Vendeur exclusif d’un pistolet révolutionnaire, la société Taser est en passe de remporter un gros marché avec le gouvernement français. Depuis quelques mois, le Taser X26 est à l’essai en France. Son originalité : le dernier né des armes dites non-léthales projette une violente décharge électrique paralysante. Nouvelle gégène ou pistolet du futur ?
Trois bimbos moulées dans le cuir façon Trinity dans Matrix, armées chacune d’un énorme flingue style Tom Cruise dans Minority report… La page d’accueil du site internet Taser France annonce la couleur : le Taser X26 sera l’arme du futur. Sorte de gros pistolet en plastique jaune et noir, le lanceur projette deux aiguilles de 5 cm de long reliées à des fils libérant une décharge électrique de 50 000 volts au contact d’une cible placée à moins de six mètres. Le corps de la victime est parcouru pendant cinq secondes par près de 80 ondes électriques d’1,5 milliampères. Autant dire que l’effet est immédiat. Les informations transmises entre le cerveau et les membres sont instantanément bloquées. La personne touchée perd le contrôle de son corps et s’écroule comme un pantin dont on aurait soudainement coupé les fils. “L’objectif, précise Antoine Di Zazzo, le directeur général de Taser France, est d’interférer sur cette fameuse onde T qu’utilise le cerveau pour commander le corps.” Les muscles se contractent violemment provoquant “une douleur musculaire qui fait vraiment très mal”, reconnaît-il pour l’avoir lui-même testé tout en assurant qu’il n’existe aucun danger.
Le pistolet qui touche au coeur
Les différents médecins contactés au cours de l’enquête sont pourtant sceptiques quant à l’innocuité de l’arme. De nombreux paramètres entrent en jeu. Le voltage bien sûr, mais aussi l’intensité de l’électricité, la fréquence du courant et surtout la localisation de l’impact. “L’onde T correspond à la phase de repolarisation cardiaque”, précise un cardiologue surpris d’apprendre que le Taser provoque une contraction musculaire générale.

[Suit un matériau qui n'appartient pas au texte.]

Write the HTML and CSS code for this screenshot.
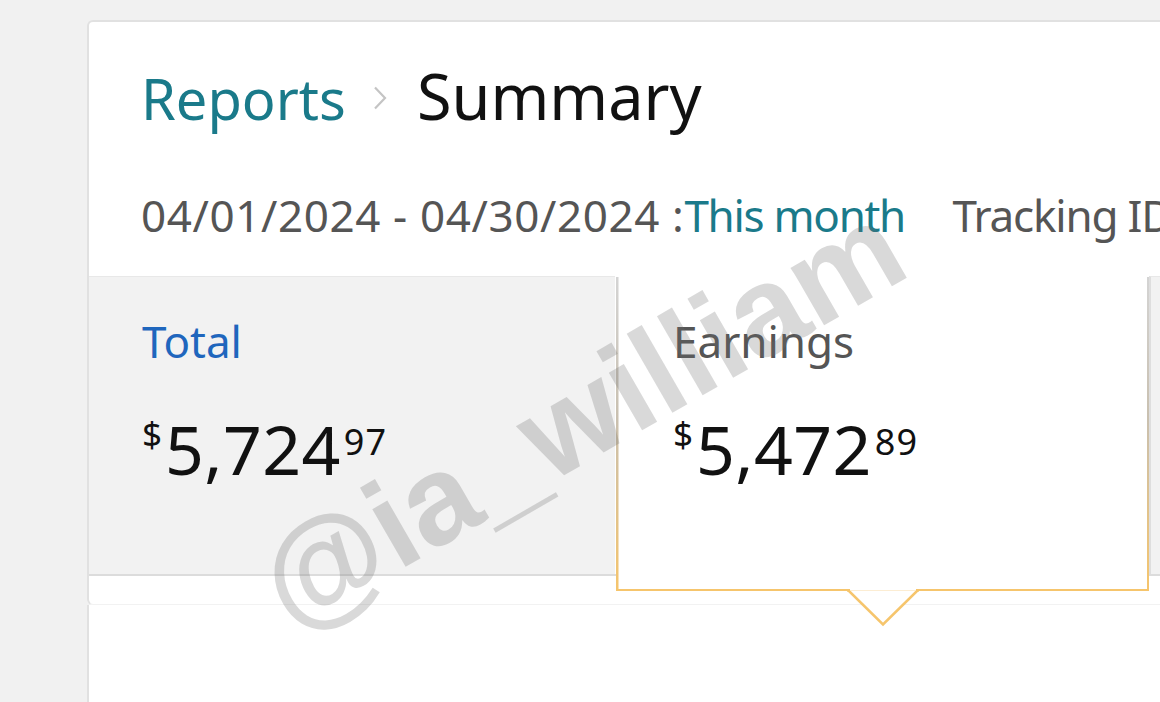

En principe, seuls les muscles situés à proximité du choc électrique se contractent. “Pour que l’individu subisse une contraction musculaire générale, il faut tout de même qu’il reçoive une sacré chataigne !”, s’inquiète un autre spécialiste en électromyographie, rappelant que le coeur est aussi un muscle…
“Je ne prendrai pas le moindre risque en mettant en évaluation un dispositif dont je pense qu’il est dangereux”, assure le commissaire divisionnaire Fichot, sans promettre pour autant le risque zéro. Christian Fichot est chef du centre de recherche et d’études de la logistique de la police nationale. C’est un peu le Docteur Q dans les films de James Bond, celui qui invente les gadgets et les nouvelles armes qui équiperont peut-être un jour les policiers et les gendarmes français. “Nous avons mis le Taser X26 en évaluation depuis quelques mois dans les GIPN, les GIGN, le RAID ou encore la BAC 93″, précise-t-il en insistant bien sur le caractère expérimental de sa mission. Il préfère rester prudent. La précédente génération, le Taser M26, avait déjà fait l’objet d’une expérimentation qui s’était soldée par un refus de l’Etat français sans doute inspiré par l’expérience américaine. L’an dernier au Canada, à l’occasion d’un rassemblement de sans-papiers, plusieurs manifestants ont souffert de brûlures consécutives à l’usage du M26 par la gendarmerie royale de Montréal.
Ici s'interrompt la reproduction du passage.